How do powerful men speak when their power begins to slip? How does the tone shift when they realise influence is no longer control — and performance no longer persuasion? I’ve been observing the public rhetoric of Elon Musk and Donald Trump across recent months, and what I’ve seen is not confidence. It is confusion. It is contradiction. And at times, it is cruelty dressed up as command.
After Trump’s second-term victory, Musk appeared euphoric. Reports and videos emerged of him using gestures disturbingly close to fascist imagery — a Nazi-style salute, whether ironic or not, is not forgettable. His rhetoric ignited far-right sentiment, not only in the U.S. but in the UK, where his platform became a playground for extremists. Then, he travelled to Germany, publicly siding with the far-right AfD — a party under surveillance for anti-democratic activity. This was not a tech entrepreneur speaking about freedom. This was a billionaire meddling in the fabric of sovereign democracies.
Then came the fallout. Musk, after being ousted from an informal advisory role, escalated his attacks on Trump with personal accusations, including references to Trump’s alleged links to the Epstein files — posts he later deleted. The tone was not immediately subdued; it was confrontational and sharp. Only after facing public backlash and market consequences did Musk retreat to the language of business and productivity, shifting his rhetoric away from political hostility toward corporate focus. He appeared to be stepping back — not from principle, but from the public fallout of a mess he had helped inflame.
Trump’s shift is even more revealing. He once boasted he could settle the Russia-Ukraine war “in 24 hours.” He made bold declarations, crafted with populist flair and no roadmap. But peace did not follow. As the war dragged on, Trump’s tone turned bitter — attacking Zelensky for being ungrateful, suggesting Putin was harder to handle than expected. Frustration crept in where certainty once roared.
In this fog of failure, Trump reached backward to reclaim relevance. He claimed he had “stopped India and Pakistan from going to war.” There’s no public evidence of such a feat — but self-glorification doesn’t require facts, just repetition. And then came Iran.
Following Israel’s airstrikes on Iranian infrastructure, Trump did not express restraint or concern. He posted a grotesquely worded rant on Truth Social, celebrating death with phrases like “they are all DEAD now,” “great death and destruction,” and “slaughter.” It wasn’t diplomacy. It wasn’t deterrence. It was theatre — the kind performed by those who have no control over what’s actually happening on the stage.
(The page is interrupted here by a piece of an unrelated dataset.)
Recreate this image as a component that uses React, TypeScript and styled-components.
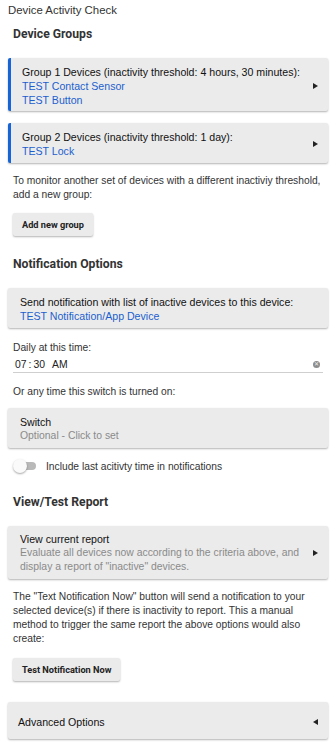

What kind of leader uses human casualties as rhetorical currency? What kind of statesman treats war as a personal drama, where each missile validates a talking point?
The truth is: Trump failed to bring Iran to the negotiating table. His approach to diplomacy was not dialogue, but domination. “Just do it,” he said — as if nations operate like subordinates in a corporate merger. But this isn’t The Apprentice. When Iran retaliated, Trump’s inner circle scrambled to soften the tone. Marco Rubio quickly distanced the U.S. from the conflict, saying “we are not involved.” Others followed suit. But Trump had said too much. His words, shared by his vice president and amplified by his team, could not be unsaid. There was no narrative left to pivot to.
This is what empires do when their reach exceeds their grasp. They double down on image, inflate minor gestures into historic claims, and treat diplomacy as performance art. But the world is changing. Nations like Iran and others in the Global South are no longer simply reactive. They understand the game — and increasingly, they refuse to play it.
The shift in tone from both Trump and Musk reflects something deeper than personal ego. It’s the sound of strategic fatigue. When dominance slips, language becomes louder. When power weakens, the words become crueler, more desperate, and ultimately, less coherent.
And yet, the public remains dangerously enchanted by these narratives. Because they are repeated. Because they’re simple. Because they’re sold with confidence. But confidence, as I’ve argued before, is often just fear with a mask on.
We must learn to listen not just to what is said, but to the panic underneath. And let it be clear: this critique does not excuse or endorse the oppressive actions of the Iranian regime. Autocracy in any form must be held accountable. But condemning one does not blind us to the reckless language and imperial denial of another. When Trump celebrates slaughter, it’s not power he’s showing — it’s the loss of power. When Musk drops nationalism for neutral business-speak, it’s not strategy — it’s damage control.
We are not just witnessing the failure of individuals. We are witnessing the rhetorical collapse of an imperial mindset.
And if we don’t challenge it now, we will find ourselves complicit not just in the destruction of truth, but in the normalisation of brutality.